▼▼▼

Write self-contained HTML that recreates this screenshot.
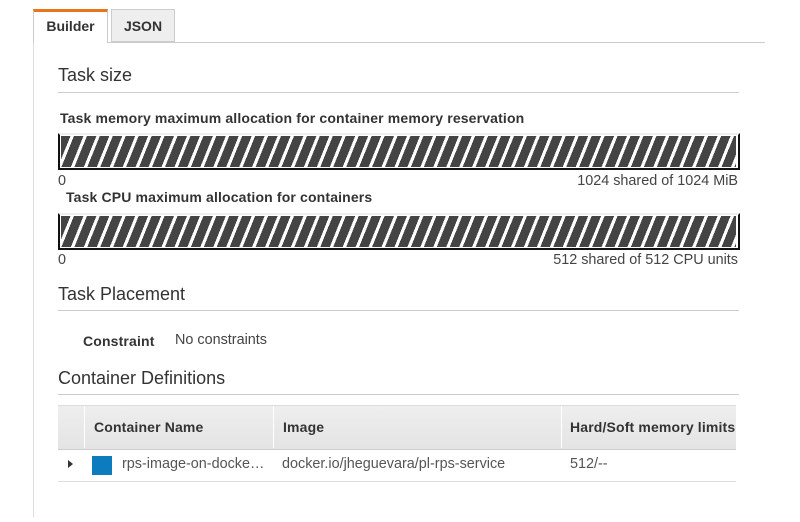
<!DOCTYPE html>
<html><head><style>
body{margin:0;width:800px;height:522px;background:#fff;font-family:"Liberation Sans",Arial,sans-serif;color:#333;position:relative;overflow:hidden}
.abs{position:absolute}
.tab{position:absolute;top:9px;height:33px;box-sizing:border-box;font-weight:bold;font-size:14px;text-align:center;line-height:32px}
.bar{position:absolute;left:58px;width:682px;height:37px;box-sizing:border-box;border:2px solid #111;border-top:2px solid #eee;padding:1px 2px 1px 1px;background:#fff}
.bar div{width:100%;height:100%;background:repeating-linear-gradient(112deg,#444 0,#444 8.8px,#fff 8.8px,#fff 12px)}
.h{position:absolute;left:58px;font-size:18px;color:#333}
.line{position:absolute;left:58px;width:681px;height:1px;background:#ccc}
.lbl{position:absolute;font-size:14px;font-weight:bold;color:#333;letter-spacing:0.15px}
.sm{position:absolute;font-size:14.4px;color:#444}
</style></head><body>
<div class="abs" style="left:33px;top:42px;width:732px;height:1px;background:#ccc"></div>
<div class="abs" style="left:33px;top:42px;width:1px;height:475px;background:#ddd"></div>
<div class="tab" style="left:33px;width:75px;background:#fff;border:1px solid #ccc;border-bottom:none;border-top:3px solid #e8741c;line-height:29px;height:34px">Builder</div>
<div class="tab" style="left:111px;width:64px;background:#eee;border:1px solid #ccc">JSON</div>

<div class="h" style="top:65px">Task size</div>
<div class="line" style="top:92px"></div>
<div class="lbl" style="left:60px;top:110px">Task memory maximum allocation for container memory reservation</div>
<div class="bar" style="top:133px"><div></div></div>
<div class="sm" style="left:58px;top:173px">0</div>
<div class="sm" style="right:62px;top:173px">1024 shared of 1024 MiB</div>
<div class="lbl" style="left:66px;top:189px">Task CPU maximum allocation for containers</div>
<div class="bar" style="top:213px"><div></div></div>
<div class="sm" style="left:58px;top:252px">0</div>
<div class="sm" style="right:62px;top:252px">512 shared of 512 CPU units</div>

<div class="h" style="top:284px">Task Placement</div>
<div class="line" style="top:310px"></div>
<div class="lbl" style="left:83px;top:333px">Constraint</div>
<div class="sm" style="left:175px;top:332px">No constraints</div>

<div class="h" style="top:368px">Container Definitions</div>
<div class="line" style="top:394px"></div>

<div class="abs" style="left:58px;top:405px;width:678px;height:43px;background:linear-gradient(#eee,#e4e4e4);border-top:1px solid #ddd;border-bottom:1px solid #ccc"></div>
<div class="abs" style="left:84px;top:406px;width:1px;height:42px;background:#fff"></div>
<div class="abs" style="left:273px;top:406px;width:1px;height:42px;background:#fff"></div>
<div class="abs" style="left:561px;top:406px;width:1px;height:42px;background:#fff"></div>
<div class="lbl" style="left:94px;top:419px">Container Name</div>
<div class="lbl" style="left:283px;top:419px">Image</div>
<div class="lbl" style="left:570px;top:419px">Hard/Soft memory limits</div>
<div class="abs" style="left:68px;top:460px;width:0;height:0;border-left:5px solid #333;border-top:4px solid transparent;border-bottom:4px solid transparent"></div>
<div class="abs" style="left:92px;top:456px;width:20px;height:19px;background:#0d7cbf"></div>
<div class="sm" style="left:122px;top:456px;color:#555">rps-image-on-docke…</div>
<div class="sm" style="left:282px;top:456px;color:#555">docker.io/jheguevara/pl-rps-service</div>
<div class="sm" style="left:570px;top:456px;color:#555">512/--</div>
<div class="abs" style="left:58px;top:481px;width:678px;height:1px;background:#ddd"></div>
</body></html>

▲▲▲

Instructions for the task:
Reproduce the listing word for word and omit its pictures.

Answer to the problem:
Write self-contained HTML that recreates this screenshot.
<!DOCTYPE html>
<html><head><style>
body{margin:0;width:800px;height:522px;background:#fff;font-family:"Liberation Sans",Arial,sans-serif;color:#333;position:relative;overflow:hidden}
.abs{position:absolute}
.tab{position:absolute;top:9px;height:33px;box-sizing:border-box;font-weight:bold;font-size:14px;text-align:center;line-height:32px}
.bar{position:absolute;left:58px;width:682px;height:37px;box-sizing:border-box;border:2px solid #111;border-top:2px solid #eee;padding:1px 2px 1px 1px;background:#fff}
.bar div{width:100%;height:100%;background:repeating-linear-gradient(112deg,#444 0,#444 8.8px,#fff 8.8px,#fff 12px)}
.h{position:absolute;left:58px;font-size:18px;color:#333}
.line{position:absolute;left:58px;width:681px;height:1px;background:#ccc}
.lbl{position:absolute;font-size:14px;font-weight:bold;color:#333;letter-spacing:0.15px}
.sm{position:absolute;font-size:14.4px;color:#444}
</style></head><body>
<div class="abs" style="left:33px;top:42px;width:732px;height:1px;background:#ccc"></div>
<div class="abs" style="left:33px;top:42px;width:1px;height:475px;background:#ddd"></div>
<div class="tab" style="left:33px;width:75px;background:#fff;border:1px solid #ccc;border-bottom:none;border-top:3px solid #e8741c;line-height:29px;height:34px">Builder</div>
<div class="tab" style="left:111px;width:64px;background:#eee;border:1px solid #ccc">JSON</div>

<div class="h" style="top:65px">Task size</div>
<div class="line" style="top:92px"></div>
<div class="lbl" style="left:60px;top:110px">Task memory maximum allocation for container memory reservation</div>
<div class="bar" style="top:133px"><div></div></div>
<div class="sm" style="left:58px;top:173px">0</div>
<div class="sm" style="right:62px;top:173px">1024 shared of 1024 MiB</div>
<div class="lbl" style="left:66px;top:189px">Task CPU maximum allocation for containers</div>
<div class="bar" style="top:213px"><div></div></div>
<div class="sm" style="left:58px;top:252px">0</div>
<div class="sm" style="right:62px;top:252px">512 shared of 512 CPU units</div>

<div class="h" style="top:284px">Task Placement</div>
<div class="line" style="top:310px"></div>
<div class="lbl" style="left:83px;top:333px">Constraint</div>
<div class="sm" style="left:175px;top:332px">No constraints</div>

<div class="h" style="top:368px">Container Definitions</div>
<div class="line" style="top:394px"></div>

<div class="abs" style="left:58px;top:405px;width:678px;height:43px;background:linear-gradient(#eee,#e4e4e4);border-top:1px solid #ddd;border-bottom:1px solid #ccc"></div>
<div class="abs" style="left:84px;top:406px;width:1px;height:42px;background:#fff"></div>
<div class="abs" style="left:273px;top:406px;width:1px;height:42px;background:#fff"></div>
<div class="abs" style="left:561px;top:406px;width:1px;height:42px;background:#fff"></div>
<div class="lbl" style="left:94px;top:419px">Container Name</div>
<div class="lbl" style="left:283px;top:419px">Image</div>
<div class="lbl" style="left:570px;top:419px">Hard/Soft memory limits</div>
<div class="abs" style="left:68px;top:460px;width:0;height:0;border-left:5px solid #333;border-top:4px solid transparent;border-bottom:4px solid transparent"></div>
<div class="abs" style="left:92px;top:456px;width:20px;height:19px;background:#0d7cbf"></div>
<div class="sm" style="left:122px;top:456px;color:#555">rps-image-on-docke…</div>
<div class="sm" style="left:282px;top:456px;color:#555">docker.io/jheguevara/pl-rps-service</div>
<div class="sm" style="left:570px;top:456px;color:#555">512/--</div>
<div class="abs" style="left:58px;top:481px;width:678px;height:1px;background:#ddd"></div>
</body></html>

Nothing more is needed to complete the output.